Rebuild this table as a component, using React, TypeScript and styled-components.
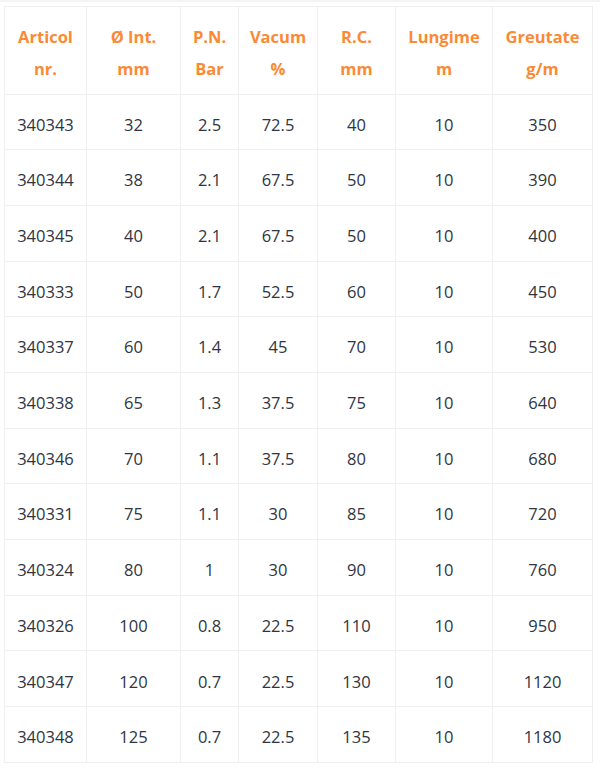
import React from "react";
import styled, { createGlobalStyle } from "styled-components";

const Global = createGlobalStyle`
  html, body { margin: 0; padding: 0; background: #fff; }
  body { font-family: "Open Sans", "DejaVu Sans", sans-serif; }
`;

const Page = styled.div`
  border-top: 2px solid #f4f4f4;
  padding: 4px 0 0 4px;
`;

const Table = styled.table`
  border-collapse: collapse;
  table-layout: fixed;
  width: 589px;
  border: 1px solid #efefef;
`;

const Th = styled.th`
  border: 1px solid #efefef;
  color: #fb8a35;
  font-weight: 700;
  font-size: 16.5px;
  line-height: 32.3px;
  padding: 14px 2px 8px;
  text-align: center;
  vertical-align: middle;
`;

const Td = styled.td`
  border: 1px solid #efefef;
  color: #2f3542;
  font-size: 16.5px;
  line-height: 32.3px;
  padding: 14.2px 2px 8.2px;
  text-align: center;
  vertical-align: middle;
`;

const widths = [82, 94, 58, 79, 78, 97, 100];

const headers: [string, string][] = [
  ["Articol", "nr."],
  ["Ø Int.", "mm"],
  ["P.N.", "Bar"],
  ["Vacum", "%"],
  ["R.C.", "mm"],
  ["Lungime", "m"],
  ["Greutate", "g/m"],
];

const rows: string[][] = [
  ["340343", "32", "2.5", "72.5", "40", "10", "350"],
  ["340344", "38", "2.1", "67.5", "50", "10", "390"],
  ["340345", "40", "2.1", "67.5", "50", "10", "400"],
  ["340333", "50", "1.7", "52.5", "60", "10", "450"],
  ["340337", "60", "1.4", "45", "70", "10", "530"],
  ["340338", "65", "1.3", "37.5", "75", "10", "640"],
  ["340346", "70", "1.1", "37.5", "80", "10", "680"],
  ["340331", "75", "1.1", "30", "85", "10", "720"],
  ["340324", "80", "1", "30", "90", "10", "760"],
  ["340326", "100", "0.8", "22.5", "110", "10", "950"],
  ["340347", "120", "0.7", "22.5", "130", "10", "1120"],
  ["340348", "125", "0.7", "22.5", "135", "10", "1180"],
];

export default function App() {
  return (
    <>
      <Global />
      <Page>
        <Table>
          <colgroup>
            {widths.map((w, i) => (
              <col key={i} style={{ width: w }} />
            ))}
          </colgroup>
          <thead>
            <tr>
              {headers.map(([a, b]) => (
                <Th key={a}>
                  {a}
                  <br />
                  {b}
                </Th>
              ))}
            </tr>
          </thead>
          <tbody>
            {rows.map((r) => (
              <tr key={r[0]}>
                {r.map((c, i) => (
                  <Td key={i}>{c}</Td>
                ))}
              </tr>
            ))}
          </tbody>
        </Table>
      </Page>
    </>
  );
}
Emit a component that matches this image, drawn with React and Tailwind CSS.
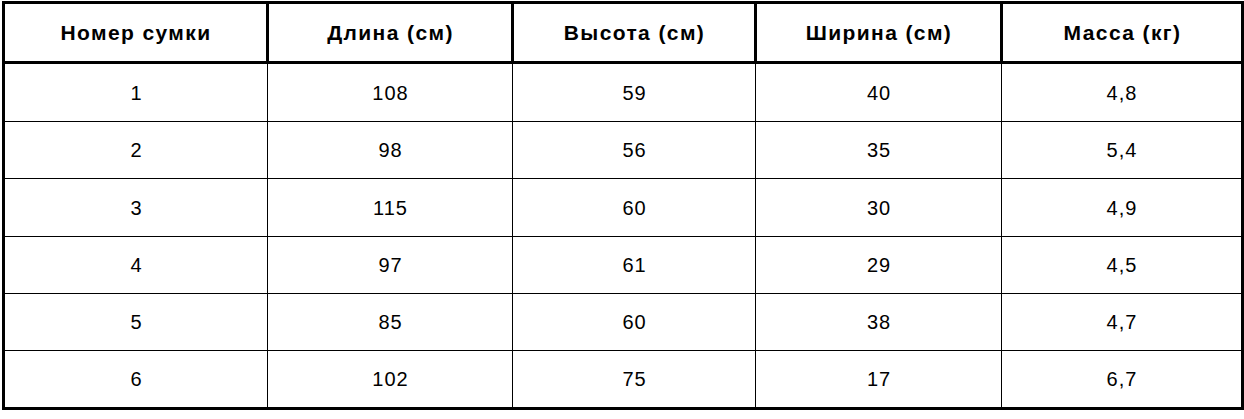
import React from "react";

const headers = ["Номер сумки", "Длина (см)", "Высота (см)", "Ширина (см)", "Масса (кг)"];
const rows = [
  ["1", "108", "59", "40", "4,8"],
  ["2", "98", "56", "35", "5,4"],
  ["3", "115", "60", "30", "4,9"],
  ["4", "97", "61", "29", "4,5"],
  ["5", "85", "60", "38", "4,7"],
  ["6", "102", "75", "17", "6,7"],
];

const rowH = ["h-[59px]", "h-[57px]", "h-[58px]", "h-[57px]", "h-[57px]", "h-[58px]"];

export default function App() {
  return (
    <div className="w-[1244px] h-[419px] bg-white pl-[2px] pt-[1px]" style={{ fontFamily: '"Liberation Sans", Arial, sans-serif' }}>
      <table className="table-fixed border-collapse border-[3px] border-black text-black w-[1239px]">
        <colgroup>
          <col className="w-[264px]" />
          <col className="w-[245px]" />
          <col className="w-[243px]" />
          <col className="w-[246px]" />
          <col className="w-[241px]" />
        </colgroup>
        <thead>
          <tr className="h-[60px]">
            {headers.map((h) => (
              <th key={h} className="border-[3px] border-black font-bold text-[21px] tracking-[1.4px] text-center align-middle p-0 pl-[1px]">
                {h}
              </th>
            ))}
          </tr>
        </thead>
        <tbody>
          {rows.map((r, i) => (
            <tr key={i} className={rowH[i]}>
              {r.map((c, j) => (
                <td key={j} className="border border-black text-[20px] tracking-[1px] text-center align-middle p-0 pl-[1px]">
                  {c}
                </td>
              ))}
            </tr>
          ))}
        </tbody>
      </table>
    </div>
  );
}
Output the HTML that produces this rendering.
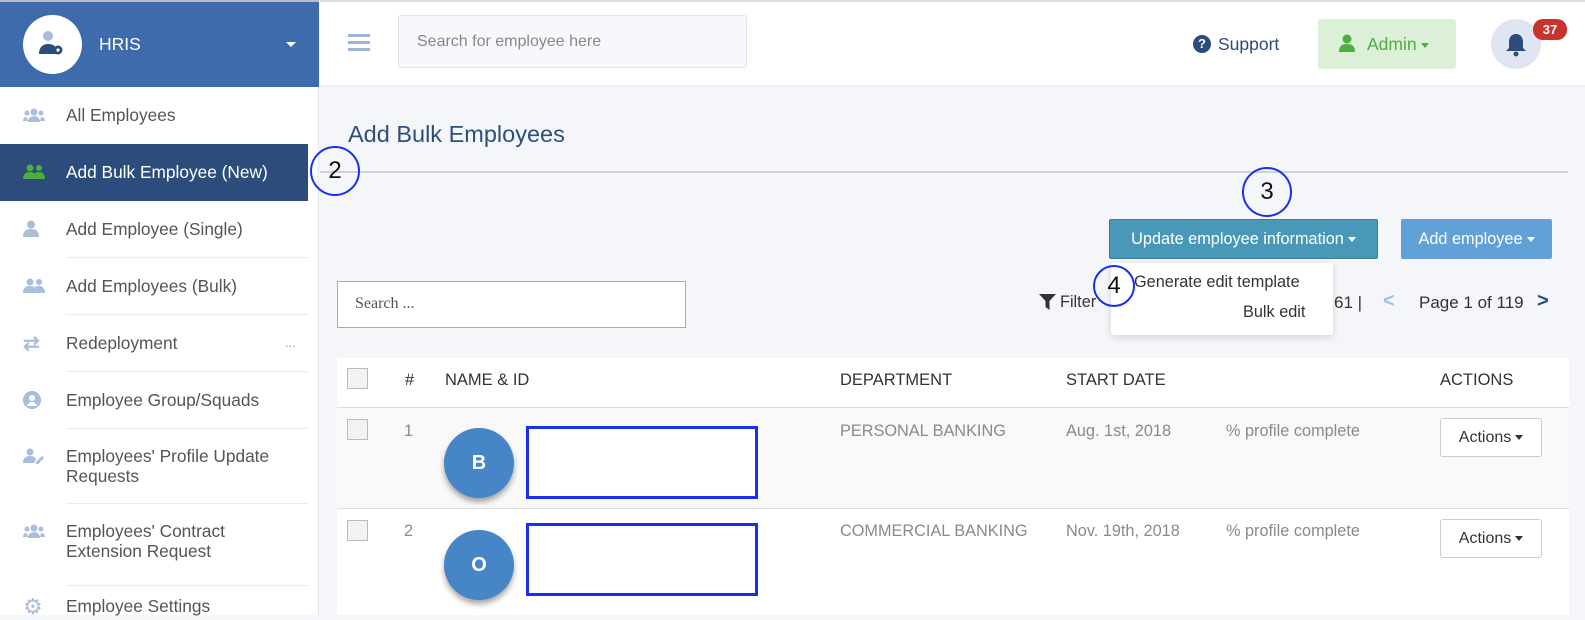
------------------------------------
Count the lines in the records above that contain the word "this", and give only the number.

3